Speaker
Description
The rapid growth in data volume and complexity has exposed the limitations of traditional storage solutions. While data lakes offer scalable handling of large and unstructured datasets, they fall short in integrating data across distributed sites - a critical requirement for modern workflows such as machine learning that demand seamless, aggregated access to diverse data sources.
In this study, we show a way for efficient implementation of an architecture, called Data Mesh, designed to unify independent data sites into a cohesive storage ecosystem. Our approach combines hierarchical storage techniques with advanced virtualization technologies.
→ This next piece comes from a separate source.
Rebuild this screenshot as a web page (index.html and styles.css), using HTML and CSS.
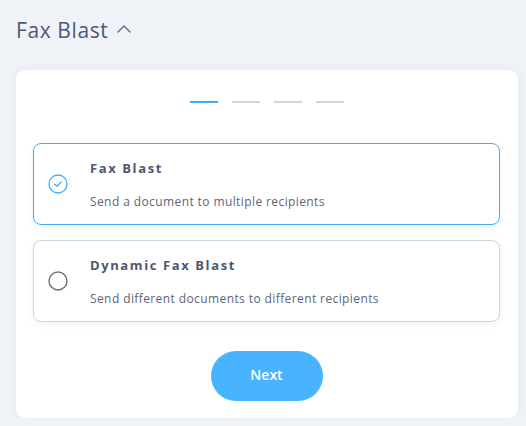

By deploying virtual container clusters and dynamic migration services, Data Mesh achieves high agility and scalability, enabling efficient data placement and real-time access across dispersed repositories.
Central to our design is a distributed metadata layer that maintains a virtual representation of all data assets. That integration service orchestrates metadata synchronization and governs the interaction between hierarchical storage tiers and migration mechanisms. This unified virtual data plane facilitates seamless data discovery, governance, and analysis without compromising individual site autonomy.
Data Mesh represents the next step in evolution of storage architectures, addressing the needs of large-scale, multi-site projects. It offers a dynamic, scalable, and integrated platform capable of supporting demanding machine learning and analytics applications in complex environments.